**GOAL**
Leaving out the pictures, retype all the material exactly.

**INFORMATION PROVIDED**
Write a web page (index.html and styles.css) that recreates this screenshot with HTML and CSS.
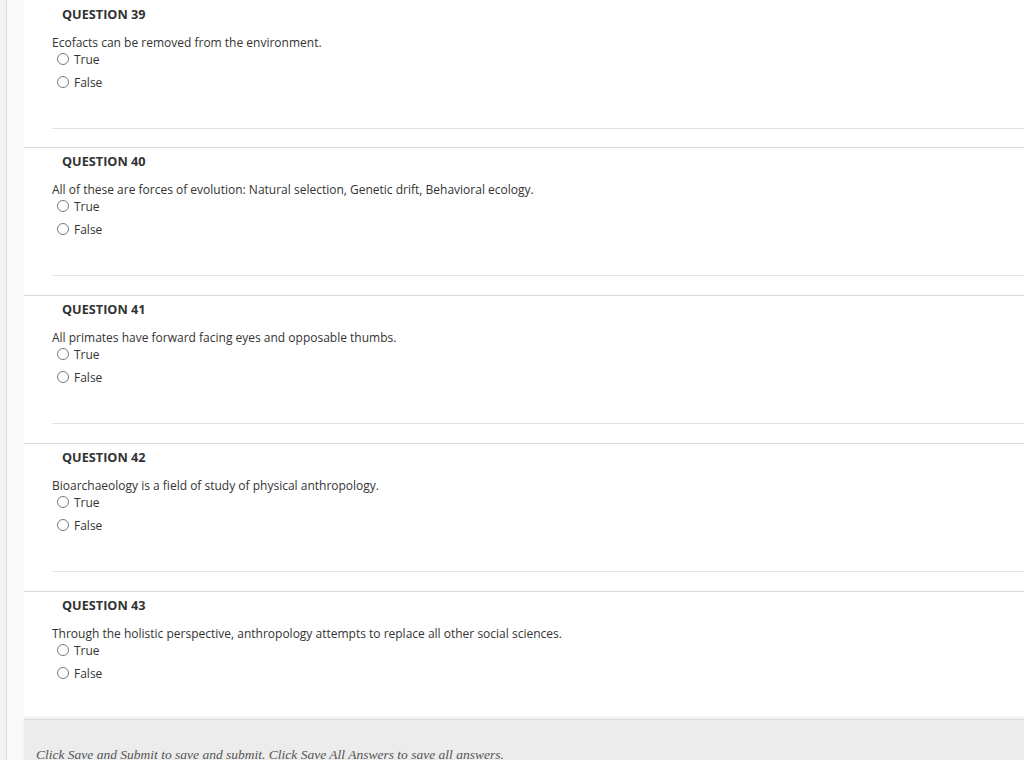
FILE: index.html
```html
<!DOCTYPE html>
<html>
<head>
<meta charset="utf-8">
<link rel="stylesheet" href="styles.css">
</head>
<body>
<div class="page">
  <div class="rail"></div>
  <div class="gutter"></div>
  <div class="content">
    <section class="question first">
      <h3 class="q-title">QUESTION 39</h3>
      <p class="q-text">Ecofacts can be removed from the environment.</p>
      <label class="option"><span class="radio"></span>True</label>
      <label class="option gap"><span class="radio"></span>False</label>
      <div class="q-rule"></div>
    </section>
    <section class="question">
      <h3 class="q-title">QUESTION 40</h3>
      <p class="q-text">All of these are forces of evolution: Natural selection, Genetic drift, Behavioral ecology.</p>
      <label class="option"><span class="radio"></span>True</label>
      <label class="option gap"><span class="radio"></span>False</label>
      <div class="q-rule"></div>
    </section>
    <section class="question">
      <h3 class="q-title">QUESTION 41</h3>
      <p class="q-text">All primates have forward facing eyes and opposable thumbs.</p>
      <label class="option"><span class="radio"></span>True</label>
      <label class="option gap"><span class="radio"></span>False</label>
      <div class="q-rule"></div>
    </section>
    <section class="question">
      <h3 class="q-title">QUESTION 42</h3>
      <p class="q-text">Bioarchaeology is a field of study of physical anthropology.</p>
      <label class="option"><span class="radio"></span>True</label>
      <label class="option gap"><span class="radio"></span>False</label>
      <div class="q-rule"></div>
    </section>
    <section class="question last">
      <h3 class="q-title">QUESTION 43</h3>
      <p class="q-text">Through the holistic perspective, anthropology attempts to replace all other social sciences.</p>
      <label class="option"><span class="radio"></span>True</label>
      <label class="option gap"><span class="radio"></span>False</label>
    </section>
    <div class="footer">
      <p class="footer-note">Click Save and Submit to save and submit. Click Save All Answers to save all answers.</p>
    </div>
  </div>
</div>
</body>
</html>
```
FILE: styles.css
```css
html, body {
  margin: 0;
  padding: 0;
  background: #ffffff;
}
body {
  font-family: "Open Sans", "DejaVu Sans", sans-serif;
  color: #333333;
  height: 760px;
  overflow: hidden;
}
.page {
  display: flex;
  min-height: 760px;
}
.rail {
  width: 6px;
  background: #f3f3f3;
  border-right: 1px solid #dedede;
  flex: none;
}
.gutter {
  width: 17px;
  background: #fafafa;
  flex: none;
}
.content {
  flex: 1;
  background: #ffffff;
}
.question {
  border-top: 1px solid #d9d9d9;
  padding-top: 4px;
}
.question.first {
  border-top: none;
  padding-top: 5px;
}
.question.first .q-rule {
  margin-bottom: 18px;
}
.q-title {
  margin: 0 0 0 38px;
  font-size: 12.7px;
  font-weight: 700;
  line-height: 18px;
  color: #333333;
}
.q-text {
  margin: 12px 0 0 28px;
  font-size: 12px;
  line-height: 15px;
}
.option {
  display: flex;
  align-items: center;
  height: 18px;
  margin-left: 33px;
  font-size: 12px;
}
.option.gap {
  margin-top: 5px;
}
.radio {
  width: 10px;
  height: 10px;
  border: 1px solid #7a7a7a;
  border-radius: 50%;
  margin-right: 5px;
  flex: none;
}
.q-rule {
  margin: 37px 0 19px 28px;
  border-top: 1px solid #e3e3e3;
}
.question.last {
  padding-bottom: 37px;
}
.footer {
  background: #ececec;
  box-shadow: 0 -2px 3px rgba(0, 0, 0, 0.08);
  border-top: 1px solid #dddddd;
  padding: 27px 12px 20px;
}
.footer-note {
  margin: 0;
  font-family: "Liberation Serif", Georgia, serif;
  font-style: italic;
  font-size: 13.5px;
  color: #555555;
}
```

**ANSWER TO THE EXERCISE**
Write a web page (index.html and styles.css) that recreates this screenshot with HTML and CSS.
FILE: index.html
```html
<!DOCTYPE html>
<html>
<head>
<meta charset="utf-8">
<link rel="stylesheet" href="styles.css">
</head>
<body>
<div class="page">
  <div class="rail"></div>
  <div class="gutter"></div>
  <div class="content">
    <section class="question first">
      <h3 class="q-title">QUESTION 39</h3>
      <p class="q-text">Ecofacts can be removed from the environment.</p>
      <label class="option"><span class="radio"></span>True</label>
      <label class="option gap"><span class="radio"></span>False</label>
      <div class="q-rule"></div>
    </section>
    <section class="question">
      <h3 class="q-title">QUESTION 40</h3>
      <p class="q-text">All of these are forces of evolution: Natural selection, Genetic drift, Behavioral ecology.</p>
      <label class="option"><span class="radio"></span>True</label>
      <label class="option gap"><span class="radio"></span>False</label>
      <div class="q-rule"></div>
    </section>
    <section class="question">
      <h3 class="q-title">QUESTION 41</h3>
      <p class="q-text">All primates have forward facing eyes and opposable thumbs.</p>
      <label class="option"><span class="radio"></span>True</label>
      <label class="option gap"><span class="radio"></span>False</label>
      <div class="q-rule"></div>
    </section>
    <section class="question">
      <h3 class="q-title">QUESTION 42</h3>
      <p class="q-text">Bioarchaeology is a field of study of physical anthropology.</p>
      <label class="option"><span class="radio"></span>True</label>
      <label class="option gap"><span class="radio"></span>False</label>
      <div class="q-rule"></div>
    </section>
    <section class="question last">
      <h3 class="q-title">QUESTION 43</h3>
      <p class="q-text">Through the holistic perspective, anthropology attempts to replace all other social sciences.</p>
      <label class="option"><span class="radio"></span>True</label>
      <label class="option gap"><span class="radio"></span>False</label>
    </section>
    <div class="footer">
      <p class="footer-note">Click Save and Submit to save and submit. Click Save All Answers to save all answers.</p>
    </div>
  </div>
</div>
</body>
</html>
```
FILE: styles.css
```css
html, body {
  margin: 0;
  padding: 0;
  background: #ffffff;
}
body {
  font-family: "Open Sans", "DejaVu Sans", sans-serif;
  color: #333333;
  height: 760px;
  overflow: hidden;
}
.page {
  display: flex;
  min-height: 760px;
}
.rail {
  width: 6px;
  background: #f3f3f3;
  border-right: 1px solid #dedede;
  flex: none;
}
.gutter {
  width: 17px;
  background: #fafafa;
  flex: none;
}
.content {
  flex: 1;
  background: #ffffff;
}
.question {
  border-top: 1px solid #d9d9d9;
  padding-top: 4px;
}
.question.first {
  border-top: none;
  padding-top: 5px;
}
.question.first .q-rule {
  margin-bottom: 18px;
}
.q-title {
  margin: 0 0 0 38px;
  font-size: 12.7px;
  font-weight: 700;
  line-height: 18px;
  color: #333333;
}
.q-text {
  margin: 12px 0 0 28px;
  font-size: 12px;
  line-height: 15px;
}
.option {
  display: flex;
  align-items: center;
  height: 18px;
  margin-left: 33px;
  font-size: 12px;
}
.option.gap {
  margin-top: 5px;
}
.radio {
  width: 10px;
  height: 10px;
  border: 1px solid #7a7a7a;
  border-radius: 50%;
  margin-right: 5px;
  flex: none;
}
.q-rule {
  margin: 37px 0 19px 28px;
  border-top: 1px solid #e3e3e3;
}
.question.last {
  padding-bottom: 37px;
}
.footer {
  background: #ececec;
  box-shadow: 0 -2px 3px rgba(0, 0, 0, 0.08);
  border-top: 1px solid #dddddd;
  padding: 27px 12px 20px;
}
.footer-note {
  margin: 0;
  font-family: "Liberation Serif", Georgia, serif;
  font-style: italic;
  font-size: 13.5px;
  color: #555555;
}
```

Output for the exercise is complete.